◆ Input records
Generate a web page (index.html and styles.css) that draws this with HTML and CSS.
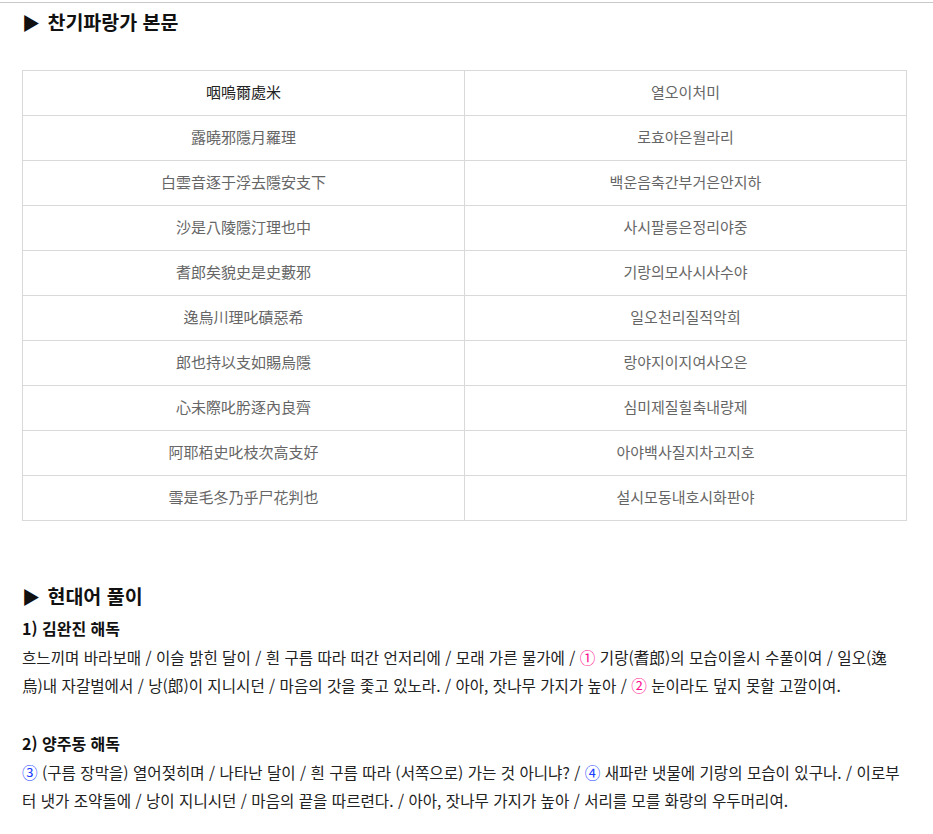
FILE: index.html
```html
<!DOCTYPE html>
<html lang="ko">
<head>
<meta charset="utf-8">
<title>찬기파랑가</title>
<link rel="stylesheet" href="styles.css">
</head>
<body>
<div class="page">
  <h2 class="section-title"><span class="arrow">▶</span> 찬기파랑가 본문</h2>
  <table class="poem">
    <tbody>
      <tr><td class="first">咽嗚爾處米</td><td>열오이처미</td></tr>
      <tr><td>露曉邪隱月羅理</td><td>로효야은월라리</td></tr>
      <tr><td>白雲音逐于浮去隱安支下</td><td>백운음축간부거은안지하</td></tr>
      <tr><td>沙是八陵隱汀理也中</td><td>사시팔릉은정리야중</td></tr>
      <tr><td>耆郎矣貌史是史藪邪</td><td>기랑의모사시사수야</td></tr>
      <tr><td>逸烏川理叱磧惡希</td><td>일오천리질적악희</td></tr>
      <tr><td>郎也持以支如賜烏隱</td><td>랑야지이지여사오은</td></tr>
      <tr><td>心未際叱肹逐內良齊</td><td>심미제질힐축내량제</td></tr>
      <tr><td>阿耶栢史叱枝次高支好</td><td>아야백사질지차고지호</td></tr>
      <tr><td>雪是毛冬乃乎尸花判也</td><td>설시모동내호시화판야</td></tr>
    </tbody>
  </table>

  <h2 class="section-title second"><span class="arrow">▶</span> 현대어 풀이</h2>
  <h3 class="sub-title">1) 김완진 해독</h3>
  <p class="body-text">흐느끼며 바라보매 / 이슬 밝힌 달이 / 흰 구름 따라 떠간 언저리에 / 모래 가른 물가에 / <span class="num pink">①</span> 기랑(耆郎)의 모습이올시 수풀이여 / 일오(逸烏)내 자갈벌에서 / 낭(郎)이 지니시던 / 마음의 갓을 좇고 있노라. / 아아, 잣나무 가지가 높아 / <span class="num pink">②</span> 눈이라도 덮지 못할 고깔이여.</p>
  <div class="spacer"></div>
  <h3 class="sub-title">2) 양주동 해독</h3>
  <p class="body-text"><span class="num blue">③</span> (구름 장막을) 열어젖히며 / 나타난 달이 / 흰 구름 따라 (서쪽으로) 가는 것 아니냐? / <span class="num blue">④</span> 새파란 냇물에 기랑의 모습이 있구나. / 이로부터 냇가 조약돌에 / 낭이 지니시던 / 마음의 끝을 따르련다. / 아아, 잣나무 가지가 높아 / 서리를 모를 화랑의 우두머리여.</p>
</div>
</body>
</html>
```

FILE: styles.css
```css
html, body {
  margin: 0;
  padding: 0;
  background: #fff;
}

body {
  padding-top: 2px;
  font-family: "Noto Sans CJK KR", "Noto Sans", sans-serif;
  color: #222;
}

.page {
  border-top: 1px solid #c8c8c8;
  padding: 5px 26px 0 22px;
}

.section-title {
  margin: 0;
  font-size: 19.5px;
  line-height: 28px;
  font-weight: 700;
  color: #111;
}

.section-title .arrow {
  font-size: 18px;
  margin-right: 2px;
}

.section-title.second {
  margin-top: 61px;
  margin-bottom: 4px;
}

.poem {
  width: 100%;
  margin-top: 34px;
  border-collapse: collapse;
  table-layout: fixed;
  border: 1px solid #d9d9d9;
}

.poem td {
  height: 41px;
  padding: 0 0 3px;
  border: 1px solid #d9d9d9;
  text-align: center;
  vertical-align: middle;
  font-size: 15px;
  color: #666;
}

.poem td.first {
  color: #222;
}

.sub-title {
  margin: 0;
  font-size: 16px;
  line-height: 28px;
  font-weight: 700;
  color: #111;
}

.body-text {
  margin: 1px 0 0;
  font-size: 15.6px;
  line-height: 28px;
  color: #222;
}

.spacer {
  height: 30px;
}

.pink {
  color: #ff0a8c;
}

.blue {
  color: #1a3cff;
}
```
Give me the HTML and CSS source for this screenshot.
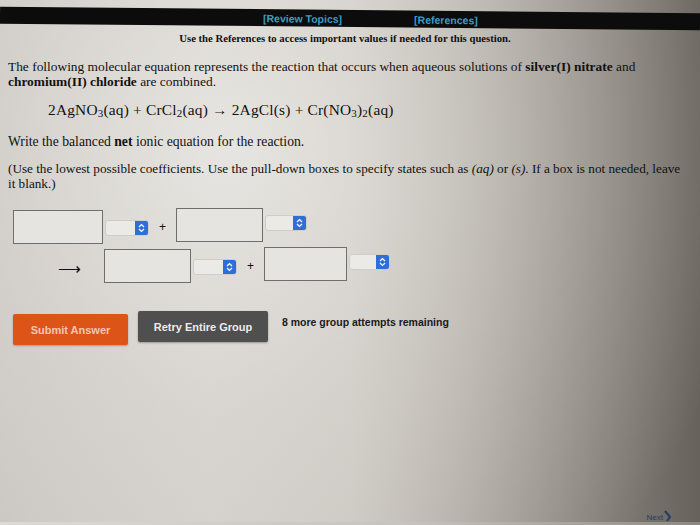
FILE: index.html
```html
<!DOCTYPE html>
<html>
<head>
<meta charset="utf-8">
<link rel="stylesheet" href="styles.css">
</head>
<body>
<div class="screen">
  <div class="topbar">
    <a class="link review">[Review Topics]</a>
    <a class="link refs">[References]</a>
  </div>
  <div class="note">Use the References to access important values if needed for this question.</div>
  <div class="content">
    <p class="para">The following molecular equation represents the reaction that occurs when aqueous solutions of <b>silver(I) nitrate</b> and <b>chromium(II) chloride</b> are combined.</p>
    <p class="eq">2AgNO<sub>3</sub>(aq) + CrCl<sub>2</sub>(aq) &rarr; 2AgCl(s) + Cr(NO<sub>3</sub>)<sub>2</sub>(aq)</p>
    <p class="para q1">Write the balanced <b>net</b> ionic equation for the reaction.</p>
    <p class="para q2">(Use the lowest possible coefficients. Use the pull-down boxes to specify states such as <i>(aq)</i> or <i>(s)</i>. If a box is not needed, leave it blank.)</p>

    <div class="answer">
      <div class="row row1">
        <div class="box b1"></div>
        <div class="sel s1"><span class="btn"><svg width="7" height="10" viewBox="0 0 7 10"><path d="M1 4 L3.5 1.5 L6 4 M1 6 L3.5 8.5 L6 6" fill="none" stroke="#fff" stroke-width="1.2"/></svg></span></div>
        <span class="plus p1">+</span>
        <div class="box b2"></div>
        <div class="sel s2"><span class="btn"><svg width="7" height="10" viewBox="0 0 7 10"><path d="M1 4 L3.5 1.5 L6 4 M1 6 L3.5 8.5 L6 6" fill="none" stroke="#fff" stroke-width="1.2"/></svg></span></div>
      </div>
      <div class="row row2">
        <span class="arrow">&#x27F6;</span>
        <div class="box b3"></div>
        <div class="sel s3"><span class="btn"><svg width="7" height="10" viewBox="0 0 7 10"><path d="M1 4 L3.5 1.5 L6 4 M1 6 L3.5 8.5 L6 6" fill="none" stroke="#fff" stroke-width="1.2"/></svg></span></div>
        <span class="plus p2">+</span>
        <div class="box b4"></div>
        <div class="sel s4"><span class="btn"><svg width="7" height="10" viewBox="0 0 7 10"><path d="M1 4 L3.5 1.5 L6 4 M1 6 L3.5 8.5 L6 6" fill="none" stroke="#fff" stroke-width="1.2"/></svg></span></div>
      </div>
    </div>

    <div class="actions">
      <button class="submit">Submit Answer</button>
      <button class="retry">Retry Entire Group</button>
      <span class="attempts">8 more group attempts remaining</span>
    </div>
  </div>
  <div class="nextnav"><span class="next">Next</span><svg width="8" height="12" viewBox="0 0 8 12"><path d="M1 1 L6 7 L3 11" fill="none" stroke="#1d3f63" stroke-width="2"/></svg></div>
  <div class="bottom"></div>
</div>
</body>
</html>
```
FILE: styles.css
```css
html, body {
  margin: 0;
  padding: 0;
  width: 700px;
  height: 525px;
  overflow: hidden;
}
body {
  background:
    radial-gradient(ellipse 520px 600px at 230px 150px, rgba(235,233,229,0.85) 0%, rgba(225,222,217,0.5) 45%, rgba(200,196,190,0) 100%),
    linear-gradient(to right, #c6c3be 0%, #cfccc7 30%, #c7c3bd 50%, #aea9a2 65%, #8b867f 82%, #67625b 100%);
  font-family: "Liberation Serif", "Times New Roman", serif;
  color: #111;
}
.screen {
  position: relative;
  box-sizing: border-box;
  width: 700px;
  height: 525px;
  padding-top: 10px;
}
.topbar {
  height: 17px;
  background: #0c0c0d;
  display: flex;
  align-items: center;
  font-family: "Liberation Sans", Arial, sans-serif;
  font-weight: bold;
  font-size: 10.5px;
  transform: rotate(0.55deg);
}
.link {
  color: #3d9cc4;
}
.review { margin-left: 263px; }
.refs { margin-left: 72px; }
.note {
  margin-top: 5px;
  text-align: center;
  font-weight: bold;
  font-size: 10.7px;
  padding-right: 10px;
}
.content {
  padding-left: 8px;
}
.para {
  margin: 0;
  font-size: 13.4px;
  line-height: 15px;
  width: 680px;
}
.para:first-child { margin-top: 15px; }
.eq {
  margin: 12px 0 0 40px;
  font-size: 15.4px;
  line-height: 18px;
  letter-spacing: 0.2px;
}
.eq sub { font-size: 11px; line-height: 0; vertical-align: -2px; }
.q1 { margin-top: 15px; font-size: 13.7px; }
.q2 { margin-top: 12px; width: 680px; font-size: 13.2px; }
.answer {
  margin-top: 19px;
  margin-left: 5px;
}
.row {
  display: flex;
  align-items: center;
}
.box {
  box-sizing: border-box;
  height: 34px;
  border: 1px solid #6f6e6c;
  background: #e6e4e1;
}
.b1 { width: 90px; }
.b2 { width: 87px; margin-top: -4px; }
.b3 { width: 87px; margin-left: 18px; }
.b4 { width: 83px; margin-top: -4px; }
.sel {
  box-sizing: border-box;
  width: 44px;
  height: 16px;
  margin-left: 2px;
  border: 1px solid #cfcdca;
  border-radius: 3px;
  background: #ebeae7;
  display: flex;
  justify-content: flex-end;
  overflow: hidden;
  margin-top: 2px;
}
.s2 { width: 42px; margin-top: -8px; }
.s4 { width: 41px; margin-top: -8px; }
.btn {
  width: 13px;
  height: 100%;
  background: #2d6ed8;
  display: flex;
  align-items: center;
  justify-content: center;
}
.plus {
  font-family: "Liberation Sans", Arial, sans-serif;
  font-size: 12px;
  width: 27px;
  text-align: center;
}
.row2 { margin-top: 5px; }
.arrow {
  margin-left: 45px;
  font-size: 16px;
  width: 28px;
  line-height: 16px;
  margin-top: 6px;
}
.p2 { width: 27px; }
.actions {
  margin-top: 28px;
  margin-left: 5px;
  display: flex;
  align-items: flex-start;
  font-family: "Liberation Sans", Arial, sans-serif;
}
.actions button {
  font-family: "Liberation Sans", Arial, sans-serif;
  font-weight: bold;
  font-size: 11px;
  border: none;
  border-radius: 2px;
  padding: 0;
}
.submit {
  width: 115px;
  height: 31px;
  margin-top: 3px;
  background: #dd5418;
  color: #f2c7b2;
  box-shadow: 0 1px 2px rgba(0,0,0,0.25);
}
.retry {
  width: 130px;
  height: 31px;
  margin-left: 10px;
  background: #4f4f4f;
  color: #ececec;
  box-shadow: 0 1px 2px rgba(0,0,0,0.3);
}
.attempts {
  margin-left: 14px;
  margin-top: 5px;
  font-weight: bold;
  font-size: 10.5px;
  color: #1a1a1a;
}
.nextnav {
  position: absolute;
  right: 28px;
  bottom: 3px;
  display: flex;
  align-items: flex-end;
  gap: 1px;
}
.next {
  font-family: "Liberation Sans", Arial, sans-serif;
  font-size: 8px;
  line-height: 8px;
  color: #1f3f60;
}
.bottom {
  position: absolute;
  left: 0;
  bottom: 0;
  width: 700px;
  height: 3px;
  background: linear-gradient(to right, #dcdad6, #c5c2bd 60%, #8d8982);
}
```
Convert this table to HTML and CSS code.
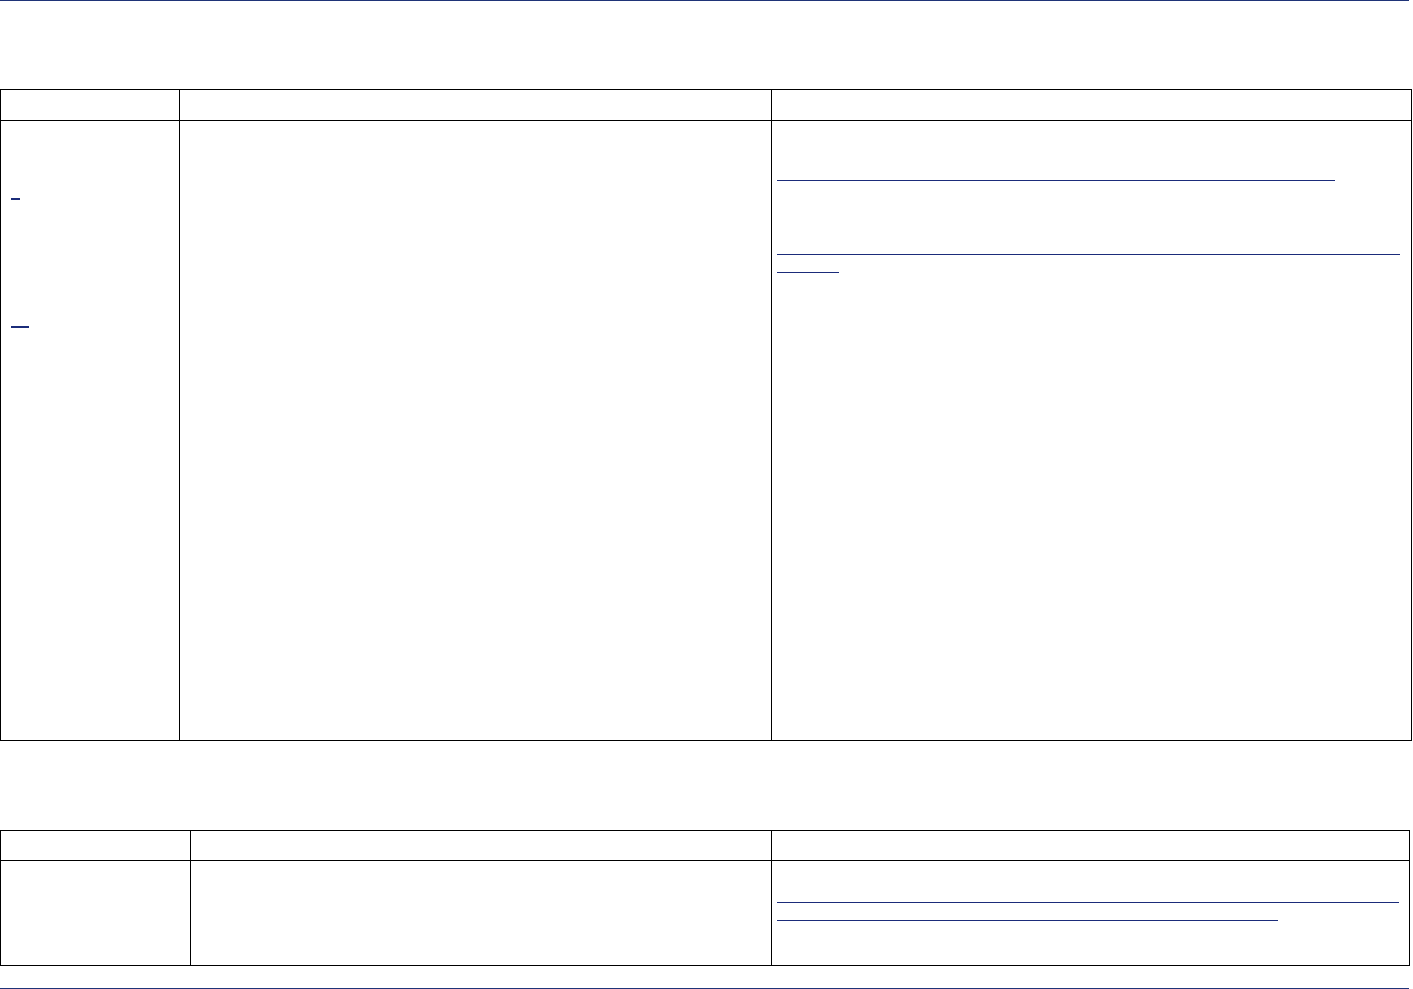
FILE: index.html
```html
<!DOCTYPE html>
<html lang="en">
<head>
<meta charset="utf-8">
<title>Document</title>
<link rel="stylesheet" href="styles.css">
</head>
<body>
<div class="page">
  <div class="rule rule-top"></div>

  <div class="grid grid-one">
    <div class="cell head"></div>
    <div class="cell head"></div>
    <div class="cell head"></div>

    <div class="cell body-one">
      <div class="stack stack-left">
        <a class="ul ul-thick w-9 gap-77" href="#1"></a>
        <a class="ul ul-thick w-18 gap-126" href="#2"></a>
      </div>
    </div>
    <div class="cell body-one"></div>
    <div class="cell body-one">
      <div class="stack stack-right">
        <a class="ul w-558 gap-59" href="#3"></a>
        <a class="ul w-623 gap-73" href="#4"></a>
        <a class="ul w-62 gap-17" href="#4"></a>
      </div>
    </div>
  </div>

  <div class="grid grid-two">
    <div class="cell head-two"></div>
    <div class="cell head-two"></div>
    <div class="cell head-two"></div>

    <div class="cell body-two"></div>
    <div class="cell body-two"></div>
    <div class="cell body-two">
      <div class="stack stack-right">
        <a class="ul w-622 gap-41" href="#5"></a>
        <a class="ul w-501 gap-17" href="#5"></a>
      </div>
    </div>
  </div>

  <div class="rule rule-bottom"></div>
</div>
</body>
</html>
```

FILE: styles.css
```css
* { box-sizing: border-box; }

html, body {
  margin: 0;
  padding: 0;
  background: #ffffff;
  font-family: "Liberation Sans", Arial, sans-serif;
  font-size: 16px;
}

.page {
  width: 1413px;
  height: 989px;
  display: flex;
  flex-direction: column;
  align-items: flex-start;
}

.rule {
  width: 1409px;
  height: 1px;
  background: #1f3478;
  flex: none;
}

.rule-top { margin-bottom: 88px; }
.rule-bottom { margin-top: 22px; }

.grid {
  display: grid;
  border-left: 1px solid #000;
  border-top: 1px solid #000;
  flex: none;
}

.grid-one {
  grid-template-columns: 179px 592px 640px;
  grid-template-rows: 31px 620px;
  margin-bottom: 89px;
}

.grid-two {
  grid-template-columns: 190px 581px 638px;
  grid-template-rows: 30px 105px;
}

.cell {
  border-right: 1px solid #000;
  border-bottom: 1px solid #000;
}

.stack {
  display: flex;
  flex-direction: column;
  align-items: flex-start;
}

.stack-left { padding-left: 10px; }
.stack-right { padding-left: 5px; }

.ul {
  display: block;
  height: 1px;
  background: #1b2c7a;
}

.ul-thick { height: 2px; }

.w-9 { width: 9px; }
.w-18 { width: 18px; }
.w-62 { width: 62px; }
.w-501 { width: 501px; }
.w-558 { width: 558px; }
.w-622 { width: 622px; }
.w-623 { width: 623px; }

.gap-17 { margin-top: 17px; }
.gap-41 { margin-top: 41px; }
.gap-59 { margin-top: 59px; }
.gap-73 { margin-top: 73px; }
.gap-77 { margin-top: 77px; }
.gap-126 { margin-top: 126px; }
```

◆ Directions for this task
Look over the material above and show each line where "that" appears.

◆ Solution to the problem
Generate a web page (index.html and styles.css) that draws this with HTML and CSS.
    <p class="para">The following molecular equation represents the reaction that occurs when aqueous solutions of <b>silver(I) nitrate</b> and <b>chromium(II) chloride</b> are combined.</p>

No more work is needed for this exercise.